▶ Task brief:
Write the material out again exactly.

▶ Information supplied:
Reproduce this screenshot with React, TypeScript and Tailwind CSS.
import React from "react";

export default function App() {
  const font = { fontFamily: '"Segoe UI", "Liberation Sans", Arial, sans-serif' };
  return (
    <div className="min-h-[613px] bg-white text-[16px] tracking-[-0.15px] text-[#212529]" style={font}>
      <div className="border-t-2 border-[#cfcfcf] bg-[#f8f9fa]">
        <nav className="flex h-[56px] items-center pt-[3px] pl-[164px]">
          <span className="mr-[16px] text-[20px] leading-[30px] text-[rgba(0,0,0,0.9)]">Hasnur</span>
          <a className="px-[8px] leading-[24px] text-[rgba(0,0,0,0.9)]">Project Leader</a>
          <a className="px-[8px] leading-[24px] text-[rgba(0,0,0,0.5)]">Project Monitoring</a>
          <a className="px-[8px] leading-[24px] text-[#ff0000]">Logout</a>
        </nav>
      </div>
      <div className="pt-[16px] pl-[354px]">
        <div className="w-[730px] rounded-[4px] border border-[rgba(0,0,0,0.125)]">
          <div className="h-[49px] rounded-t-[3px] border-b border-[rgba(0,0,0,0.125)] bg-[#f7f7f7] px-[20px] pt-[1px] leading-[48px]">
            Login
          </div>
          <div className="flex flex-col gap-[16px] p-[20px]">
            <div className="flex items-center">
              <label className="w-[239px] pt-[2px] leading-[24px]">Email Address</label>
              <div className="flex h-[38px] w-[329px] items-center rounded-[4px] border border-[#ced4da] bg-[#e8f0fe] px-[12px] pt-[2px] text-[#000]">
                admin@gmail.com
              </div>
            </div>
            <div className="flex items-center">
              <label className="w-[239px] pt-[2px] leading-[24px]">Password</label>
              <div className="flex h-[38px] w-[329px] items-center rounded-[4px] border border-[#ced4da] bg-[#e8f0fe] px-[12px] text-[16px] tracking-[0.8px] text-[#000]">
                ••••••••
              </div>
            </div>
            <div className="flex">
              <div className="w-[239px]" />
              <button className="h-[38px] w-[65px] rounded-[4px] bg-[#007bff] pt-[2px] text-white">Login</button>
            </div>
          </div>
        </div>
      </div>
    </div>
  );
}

▶ Answer to the task:
Reproduce this screenshot with React, TypeScript and Tailwind CSS.
import React from "react";

export default function App() {
  const font = { fontFamily: '"Segoe UI", "Liberation Sans", Arial, sans-serif' };
  return (
    <div className="min-h-[613px] bg-white text-[16px] tracking-[-0.15px] text-[#212529]" style={font}>
      <div className="border-t-2 border-[#cfcfcf] bg-[#f8f9fa]">
        <nav className="flex h-[56px] items-center pt-[3px] pl-[164px]">
          <span className="mr-[16px] text-[20px] leading-[30px] text-[rgba(0,0,0,0.9)]">Hasnur</span>
          <a className="px-[8px] leading-[24px] text-[rgba(0,0,0,0.9)]">Project Leader</a>
          <a className="px-[8px] leading-[24px] text-[rgba(0,0,0,0.5)]">Project Monitoring</a>
          <a className="px-[8px] leading-[24px] text-[#ff0000]">Logout</a>
        </nav>
      </div>
      <div className="pt-[16px] pl-[354px]">
        <div className="w-[730px] rounded-[4px] border border-[rgba(0,0,0,0.125)]">
          <div className="h-[49px] rounded-t-[3px] border-b border-[rgba(0,0,0,0.125)] bg-[#f7f7f7] px-[20px] pt-[1px] leading-[48px]">
            Login
          </div>
          <div className="flex flex-col gap-[16px] p-[20px]">
            <div className="flex items-center">
              <label className="w-[239px] pt-[2px] leading-[24px]">Email Address</label>
              <div className="flex h-[38px] w-[329px] items-center rounded-[4px] border border-[#ced4da] bg-[#e8f0fe] px-[12px] pt-[2px] text-[#000]">
                admin@gmail.com
              </div>
            </div>
            <div className="flex items-center">
              <label className="w-[239px] pt-[2px] leading-[24px]">Password</label>
              <div className="flex h-[38px] w-[329px] items-center rounded-[4px] border border-[#ced4da] bg-[#e8f0fe] px-[12px] text-[16px] tracking-[0.8px] text-[#000]">
                ••••••••
              </div>
            </div>
            <div className="flex">
              <div className="w-[239px]" />
              <button className="h-[38px] w-[65px] rounded-[4px] bg-[#007bff] pt-[2px] text-white">Login</button>
            </div>
          </div>
        </div>
      </div>
    </div>
  );
}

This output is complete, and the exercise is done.